Collection By Garnishment

Garnishment is a legal process that allows a creditor to take a debtor’s money that is currently being held by a third party (employer or banking institution) to satisfy a judgment.  An employer can be required to pay to the court a portion (currently 25%) of those wages earned by a debtor (employee) in order to satisfy a debt owed to a judgment creditor.  For example, if an individual is paid weekly, the employer is required to deduct 25% of the employee’s disposable earnings (earnings after deductions required by law).  If a bank, savings and loan, credit union, or someone holding money earned on commission, have funds being held in an account that belongs to the debtor, any of these accounts can be garnished upon.  This money is paid to the court and then forwarded to the judgment creditor to satisfy all or part of the debt owed.

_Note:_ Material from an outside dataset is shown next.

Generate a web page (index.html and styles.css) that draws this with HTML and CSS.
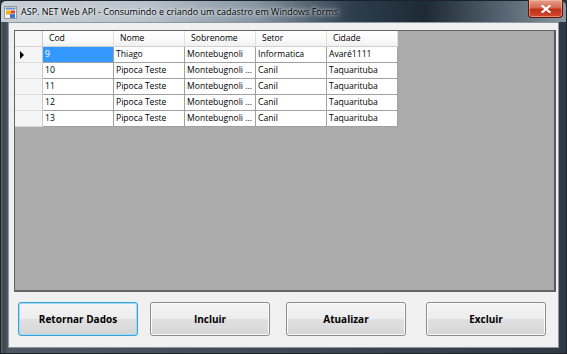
FILE: index.html
```html
<!DOCTYPE html>
<html>
<head>
<meta charset="utf-8">
<link rel="stylesheet" href="styles.css">
</head>
<body>
<div class="window">
  <div class="titlebar">
    <svg class="appicon" width="13" height="13" viewBox="0 0 13 13">
      <rect x="0.5" y="0.5" width="12" height="12" fill="#f3f3f3" stroke="#9a9a9a"/>
      <rect x="1.5" y="1.5" width="10" height="2" fill="#6f8fc8"/>
      <rect x="2" y="4.5" width="5" height="4" fill="#f0b020"/>
      <rect x="7" y="4.5" width="4" height="3" fill="#e04030"/>
      <rect x="6" y="8" width="5" height="4" fill="#3a78d8"/>
    </svg>
    <span class="title">ASP. NET Web API - Consumindo e criando um cadastro em Windows Forms</span>
    <div class="close">
      <svg width="10" height="8" viewBox="0 0 10 8"><path d="M1.5 1 L8.5 7 M8.5 1 L1.5 7" stroke="#ffffff" stroke-width="2.2" stroke-linecap="square"/></svg>
    </div>
  </div>
  <div class="client">
    <div class="gridview">
      <div class="table">
        <div class="row head">
          <div class="rh"></div>
          <div class="hc">Cod</div>
          <div class="hc">Nome</div>
          <div class="hc">Sobrenome</div>
          <div class="hc">Setor</div>
          <div class="hc">Cidade</div>
        </div>
        <div class="row">
          <div class="rh"><span class="arrow"></span></div>
          <div class="c sel">9</div>
          <div class="c">Thiago</div>
          <div class="c">Montebugnoli</div>
          <div class="c">Informatica</div>
          <div class="c">Avaré1111</div>
        </div>
        <div class="row">
          <div class="rh"></div>
          <div class="c">10</div>
          <div class="c">Pipoca Teste</div>
          <div class="c">Montebugnoli ...</div>
          <div class="c">Canil</div>
          <div class="c">Taquarituba</div>
        </div>
        <div class="row">
          <div class="rh"></div>
          <div class="c">11</div>
          <div class="c">Pipoca Teste</div>
          <div class="c">Montebugnoli ...</div>
          <div class="c">Canil</div>
          <div class="c">Taquarituba</div>
        </div>
        <div class="row">
          <div class="rh"></div>
          <div class="c">12</div>
          <div class="c">Pipoca Teste</div>
          <div class="c">Montebugnoli ...</div>
          <div class="c">Canil</div>
          <div class="c">Taquarituba</div>
        </div>
        <div class="row">
          <div class="rh"></div>
          <div class="c">13</div>
          <div class="c">Pipoca Teste</div>
          <div class="c">Montebugnoli ...</div>
          <div class="c">Canil</div>
          <div class="c">Taquarituba</div>
        </div>
      </div>
    </div>
    <div class="buttons">
      <button class="btn b1 focus">Retornar Dados</button>
      <button class="btn b2">Incluir</button>
      <button class="btn b3">Atualizar</button>
      <button class="btn b4">Excluir</button>
    </div>
  </div>
</div>
</body>
</html>
```
FILE: styles.css
```css
* { box-sizing: border-box; }
html, body { margin: 0; padding: 0; }
body { width: 567px; height: 354px; overflow: hidden; background: #2a3540; }

.window {
  width: 567px;
  height: 354px;
  display: flex;
  flex-direction: column;
  border: 1px solid #1c2228;
  border-radius: 6px 6px 0 0;
  background:
    linear-gradient(90deg, #5a6670 0px, #38424c 3px, #4d5863 6px, #2f3943 100%);
  position: relative;
}

.titlebar {
  height: 21px;
  flex: none;
  display: flex;
  align-items: center;
  padding-left: 3px;
  background: linear-gradient(90deg, #c7cfd6 0%, #b9c3cc 25%, #8796a3 45%, #2e3e4c 62%, #1d2a36 75%, #52616d 88%, #8a97a2 100%);
  border-radius: 5px 5px 0 0;
  position: relative;
}

.appicon { flex: none; margin-top: 1px; }

.title {
  margin-left: 4px;
  font-family: "Open Sans", "Noto Sans", sans-serif;
  font-size: 9px;
  color: #000;
  white-space: nowrap;
  text-shadow: 0 0 6px rgba(255,255,255,0.9), 0 0 3px rgba(255,255,255,0.9);
}

.close {
  position: absolute;
  top: -1px;
  right: 3px;
  width: 35px;
  height: 18px;
  border: 1px solid #5a1810;
  border-top: none;
  border-radius: 0 0 4px 4px;
  background: linear-gradient(180deg, #e8a08c 0%, #d66a52 45%, #c0301a 55%, #d24a30 100%);
  display: flex;
  align-items: center;
  justify-content: center;
  box-shadow: inset 0 0 0 1px rgba(255,200,180,0.5);
}

.client {
  flex: 1;
  margin: 0 7px 5px 7px;
  background: #f0f0f0;
  border: 1px solid #8d979f;
  display: flex;
  flex-direction: column;
  padding: 7px 2px 0 5px;
}

.gridview {
  height: 262px;
  background: #ababab;
  border: 1px solid #646464;
  border-right-width: 2px;
  border-bottom-width: 2px;
  border-right-color: #5a5a5a;
}

.table {
  display: flex;
  flex-direction: column;
  width: 383px;
  font-family: "Open Sans", "Noto Sans", sans-serif;
  font-size: 8.6px;
  color: #000;
}

.row {
  display: grid;
  grid-template-columns: 28px repeat(5, 71px);
  height: 16px;
}

.rh {
  background: #f5f5f5;
  border-right: 1px solid #c8c8c8;
  border-bottom: 1px solid #dcdcdc;
  display: flex;
  align-items: center;
  padding-left: 5px;
}

.head .rh { border-bottom: 1px solid #d0d0d0; background: #f7f7f7; }

.hc {
  background: linear-gradient(180deg, #ffffff 0%, #fafafa 60%, #f0f0f0 100%);
  border-right: 1px solid #e0e0e0;
  border-bottom: 1px solid #d0d0d0;
  padding-left: 6px;
  line-height: 15px;
  white-space: nowrap;
  overflow: hidden;
}

.c {
  background: #fff;
  border-right: 1px solid #a0a0a0;
  border-bottom: 1px solid #a0a0a0;
  padding-left: 2px;
  line-height: 15px;
  white-space: nowrap;
  overflow: hidden;
}

.c.sel { background: #3399ff; color: #fff; }

.arrow {
  width: 0;
  height: 0;
  border-top: 4px solid transparent;
  border-bottom: 4px solid transparent;
  border-left: 4px solid #000;
}

.buttons {
  display: flex;
  margin-top: 10px;
  padding-left: 4px;
}

.btn {
  width: 120px;
  height: 34px;
  font-family: "Open Sans", "Noto Sans", sans-serif;
  font-weight: bold;
  font-size: 10px;
  color: #000;
  border: 1px solid #8e8e8e;
  border-radius: 3px;
  background: linear-gradient(180deg, #f4f4f4 0%, #ececec 49%, #e0e0e0 51%, #d6d6d6 100%);
  box-shadow: inset 0 0 0 1px #fafafa;
  padding: 0;
  margin: 0;
}

.btn.focus {
  border-color: #3ca2d8;
  box-shadow: inset 0 0 0 1px #9fdaf5;
}

.b2 { margin-left: 12px; }
.b3 { margin-left: 16px; }
.b4 { margin-left: 20px; }
```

To begin the process of garnishing an individual’s wages, a “Notice of Court Proceedings to Collect Debt” (also known as a “15 Day Notice”) must be mailed to the debtor.  This notice must be mailed by certified mail or certificate of mailing to the judgment debtor at his/her last known address.  The creditor must wait 15 days after mailing this notice before a wage garnishment can be filed.  A copy of this notice along with proof of mailing must be filed with the clerk’s office when filing a wage garnishment.  This notice is not required for non-wage garnishments (bank account attachments).

When filing a wage or non-wage garnishment, all appropriate forms must be filled out completely, and all required court costs must be paid to the clerk.  In addition to the regular court costs, a separate check for $1.00 made payable to the banking institution must be attached to all non-wage garnishments.  Please see the schedule of court costs for the correct amount of each respective garnishment.

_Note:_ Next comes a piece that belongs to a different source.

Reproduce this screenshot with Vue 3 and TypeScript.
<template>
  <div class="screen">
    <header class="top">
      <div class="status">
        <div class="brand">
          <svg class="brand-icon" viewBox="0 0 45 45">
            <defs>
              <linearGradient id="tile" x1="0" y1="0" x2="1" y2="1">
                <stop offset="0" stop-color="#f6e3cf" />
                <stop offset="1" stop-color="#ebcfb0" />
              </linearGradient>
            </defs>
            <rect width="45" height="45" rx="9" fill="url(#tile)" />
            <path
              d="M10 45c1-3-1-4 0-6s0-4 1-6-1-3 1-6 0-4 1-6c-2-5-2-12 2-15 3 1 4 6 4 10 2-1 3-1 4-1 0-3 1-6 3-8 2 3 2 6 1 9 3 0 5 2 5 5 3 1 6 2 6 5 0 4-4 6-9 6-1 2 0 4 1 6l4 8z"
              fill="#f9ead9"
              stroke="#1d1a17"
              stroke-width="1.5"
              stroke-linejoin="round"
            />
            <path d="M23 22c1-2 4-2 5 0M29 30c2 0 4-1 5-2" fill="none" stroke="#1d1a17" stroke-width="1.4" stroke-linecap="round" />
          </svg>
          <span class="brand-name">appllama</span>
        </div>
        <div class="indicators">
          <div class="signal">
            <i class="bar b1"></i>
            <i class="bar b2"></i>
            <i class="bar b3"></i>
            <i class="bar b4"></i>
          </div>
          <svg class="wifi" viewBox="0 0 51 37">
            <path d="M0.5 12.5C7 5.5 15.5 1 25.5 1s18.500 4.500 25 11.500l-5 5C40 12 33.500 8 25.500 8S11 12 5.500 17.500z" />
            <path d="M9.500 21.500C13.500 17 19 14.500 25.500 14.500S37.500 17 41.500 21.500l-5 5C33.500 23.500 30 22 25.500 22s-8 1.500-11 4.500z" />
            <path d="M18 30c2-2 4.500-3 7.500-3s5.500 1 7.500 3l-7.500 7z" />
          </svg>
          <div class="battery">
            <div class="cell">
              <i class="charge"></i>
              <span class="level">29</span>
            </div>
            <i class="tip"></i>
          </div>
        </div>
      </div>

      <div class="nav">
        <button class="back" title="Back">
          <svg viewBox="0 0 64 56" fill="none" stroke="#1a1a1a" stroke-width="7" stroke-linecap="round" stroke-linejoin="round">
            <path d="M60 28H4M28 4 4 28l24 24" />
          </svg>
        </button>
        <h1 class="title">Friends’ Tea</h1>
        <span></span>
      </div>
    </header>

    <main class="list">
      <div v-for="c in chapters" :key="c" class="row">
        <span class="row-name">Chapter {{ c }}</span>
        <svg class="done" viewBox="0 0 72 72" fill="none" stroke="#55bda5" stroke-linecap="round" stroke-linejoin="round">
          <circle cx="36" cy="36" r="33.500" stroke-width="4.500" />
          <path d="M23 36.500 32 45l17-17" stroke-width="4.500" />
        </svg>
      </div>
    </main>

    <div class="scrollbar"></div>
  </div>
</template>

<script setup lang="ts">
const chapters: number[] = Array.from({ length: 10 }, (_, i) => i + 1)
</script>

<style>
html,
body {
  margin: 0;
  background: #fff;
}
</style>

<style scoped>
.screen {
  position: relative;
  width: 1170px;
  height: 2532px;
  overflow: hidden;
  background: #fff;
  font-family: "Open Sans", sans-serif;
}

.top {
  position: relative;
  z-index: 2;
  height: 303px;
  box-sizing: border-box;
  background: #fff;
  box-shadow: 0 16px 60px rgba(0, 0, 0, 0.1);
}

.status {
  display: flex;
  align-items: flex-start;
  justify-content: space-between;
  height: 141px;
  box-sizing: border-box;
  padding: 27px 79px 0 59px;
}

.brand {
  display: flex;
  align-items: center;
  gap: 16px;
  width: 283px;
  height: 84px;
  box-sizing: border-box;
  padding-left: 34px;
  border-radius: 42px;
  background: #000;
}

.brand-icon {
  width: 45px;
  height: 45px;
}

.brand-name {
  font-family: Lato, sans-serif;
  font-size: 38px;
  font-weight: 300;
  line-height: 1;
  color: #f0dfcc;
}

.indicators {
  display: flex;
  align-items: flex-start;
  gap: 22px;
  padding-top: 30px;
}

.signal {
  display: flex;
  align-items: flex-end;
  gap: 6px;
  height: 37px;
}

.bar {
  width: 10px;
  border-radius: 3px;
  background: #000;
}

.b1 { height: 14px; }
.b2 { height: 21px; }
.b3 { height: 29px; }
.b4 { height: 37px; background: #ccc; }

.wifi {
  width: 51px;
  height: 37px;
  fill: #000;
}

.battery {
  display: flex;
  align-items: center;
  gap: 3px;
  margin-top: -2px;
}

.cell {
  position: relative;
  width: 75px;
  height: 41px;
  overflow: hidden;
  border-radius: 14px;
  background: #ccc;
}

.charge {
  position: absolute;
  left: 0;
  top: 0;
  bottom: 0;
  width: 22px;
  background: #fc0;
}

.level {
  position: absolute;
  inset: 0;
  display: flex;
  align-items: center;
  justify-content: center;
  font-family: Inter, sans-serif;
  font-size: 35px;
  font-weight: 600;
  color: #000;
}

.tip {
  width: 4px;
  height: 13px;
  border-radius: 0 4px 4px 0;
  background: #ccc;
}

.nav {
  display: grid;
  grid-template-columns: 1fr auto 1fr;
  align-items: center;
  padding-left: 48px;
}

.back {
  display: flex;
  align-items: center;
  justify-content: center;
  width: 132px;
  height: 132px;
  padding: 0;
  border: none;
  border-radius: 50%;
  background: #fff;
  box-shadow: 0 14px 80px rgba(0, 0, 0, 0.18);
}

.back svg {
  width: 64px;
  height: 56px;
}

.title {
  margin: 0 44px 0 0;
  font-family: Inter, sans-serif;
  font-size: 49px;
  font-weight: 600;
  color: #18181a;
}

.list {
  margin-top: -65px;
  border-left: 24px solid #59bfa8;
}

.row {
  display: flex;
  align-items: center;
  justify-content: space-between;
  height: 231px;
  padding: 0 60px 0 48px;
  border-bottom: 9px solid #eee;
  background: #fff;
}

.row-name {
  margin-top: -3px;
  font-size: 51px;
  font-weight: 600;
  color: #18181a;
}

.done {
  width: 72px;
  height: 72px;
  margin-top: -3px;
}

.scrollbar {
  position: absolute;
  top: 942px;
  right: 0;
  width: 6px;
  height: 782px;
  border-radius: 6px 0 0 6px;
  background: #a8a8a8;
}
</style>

Once a garnishee (employer or bank) receives the garnishment, they must respond to the court within a specified time period.  That time period varies depending on the type of garnishment.  If the garnishee has no money to send to the court, the garnishment has been unsuccessful.  The court will send a copy of the answer filed with the clerk to the judgment creditor stating the reason why the garnishment was unsuccessful.  A new garnishment may be filed at a later date once new or updated information is received.  The garnishment is successful if the clerk receives an answer from the garnishee indicating that money is being withheld.  The money is paid to the court, and the clerk issues a check to the judgment creditor.  Checks are issued on the 2nd and 4th Wednesdays of each month.

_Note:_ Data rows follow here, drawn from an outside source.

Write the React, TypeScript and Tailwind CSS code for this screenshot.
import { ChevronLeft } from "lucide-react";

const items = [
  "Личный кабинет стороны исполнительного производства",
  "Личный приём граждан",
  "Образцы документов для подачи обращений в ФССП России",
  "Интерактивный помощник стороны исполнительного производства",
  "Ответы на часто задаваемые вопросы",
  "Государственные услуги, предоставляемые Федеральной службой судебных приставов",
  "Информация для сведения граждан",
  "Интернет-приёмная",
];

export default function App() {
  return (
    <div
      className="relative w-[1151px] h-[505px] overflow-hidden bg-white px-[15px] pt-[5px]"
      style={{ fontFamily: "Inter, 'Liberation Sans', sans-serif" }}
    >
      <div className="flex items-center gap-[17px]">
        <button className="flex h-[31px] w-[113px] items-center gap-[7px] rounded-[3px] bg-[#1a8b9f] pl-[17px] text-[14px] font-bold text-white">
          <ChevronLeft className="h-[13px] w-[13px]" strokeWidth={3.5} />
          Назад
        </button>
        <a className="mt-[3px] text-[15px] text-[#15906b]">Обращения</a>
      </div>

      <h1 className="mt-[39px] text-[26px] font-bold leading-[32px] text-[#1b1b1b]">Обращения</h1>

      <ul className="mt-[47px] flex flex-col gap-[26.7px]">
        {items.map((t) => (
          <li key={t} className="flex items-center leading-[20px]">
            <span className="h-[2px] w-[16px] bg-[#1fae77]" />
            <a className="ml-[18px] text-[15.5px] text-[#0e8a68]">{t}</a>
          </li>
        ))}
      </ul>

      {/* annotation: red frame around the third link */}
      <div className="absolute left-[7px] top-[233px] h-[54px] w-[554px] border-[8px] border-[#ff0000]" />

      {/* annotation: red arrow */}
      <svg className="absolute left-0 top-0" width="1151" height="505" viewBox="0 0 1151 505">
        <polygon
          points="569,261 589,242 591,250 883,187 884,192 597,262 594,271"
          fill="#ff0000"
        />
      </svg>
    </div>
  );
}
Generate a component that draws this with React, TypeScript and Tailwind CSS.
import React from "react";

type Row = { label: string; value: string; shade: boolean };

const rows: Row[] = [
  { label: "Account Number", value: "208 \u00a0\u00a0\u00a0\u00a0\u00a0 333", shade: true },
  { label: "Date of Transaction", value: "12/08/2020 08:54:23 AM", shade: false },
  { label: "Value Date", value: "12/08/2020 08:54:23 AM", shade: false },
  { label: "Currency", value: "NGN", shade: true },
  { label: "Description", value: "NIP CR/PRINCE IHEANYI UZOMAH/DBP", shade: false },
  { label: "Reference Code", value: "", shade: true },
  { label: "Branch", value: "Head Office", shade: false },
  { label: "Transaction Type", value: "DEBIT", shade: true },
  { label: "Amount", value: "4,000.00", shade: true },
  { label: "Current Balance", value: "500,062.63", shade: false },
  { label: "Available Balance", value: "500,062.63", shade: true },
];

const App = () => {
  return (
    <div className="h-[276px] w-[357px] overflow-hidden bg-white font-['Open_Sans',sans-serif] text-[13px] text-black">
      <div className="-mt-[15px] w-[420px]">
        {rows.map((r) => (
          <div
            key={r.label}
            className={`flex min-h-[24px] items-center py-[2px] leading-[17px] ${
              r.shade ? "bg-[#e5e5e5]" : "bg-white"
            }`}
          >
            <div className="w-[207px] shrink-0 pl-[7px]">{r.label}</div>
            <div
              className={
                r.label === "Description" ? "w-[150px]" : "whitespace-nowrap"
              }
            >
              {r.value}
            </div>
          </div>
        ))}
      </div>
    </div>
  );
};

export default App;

Under Ohio garnishment law, a wage garnishment is a continuous order.  This means that the garnishment remains in effect until the judgment is paid in full, the garnishee receives a subsequent garnishment order from a different creditor on the same debtor, or receives a garnishment of higher priority.  A garnishment of higher priority can include a garnishment from a court of higher jurisdiction, a child support order, a tax levy, etc.  However, in most cases a garnishment will be valid for 182 days from the date the garnishee begins to process it.  If a wage garnishment is filed by a different creditor on the same debtor, and 182 days of the first creditor have passed, and the first creditor has not been paid in full, the first creditor will need to file a new wage garnishment, beginning with the notice to collect debt, to get back in rotation for the next 182 days of collecting.

An unlimited number of non-wage garnishments may be filed at one time.  Non-wage garnishments differ from wage garnishments in that they are a one time payment.  If the judgment debtor has enough funds in his/her account(s) to pay the judgment in full, the full amount is paid to the court.

Please remember, it is the judgment creditor’s responsibility to initiate any collection proceedings, to provide the court with the information needed to proceed with the collection, and to check on the status of the garnishment.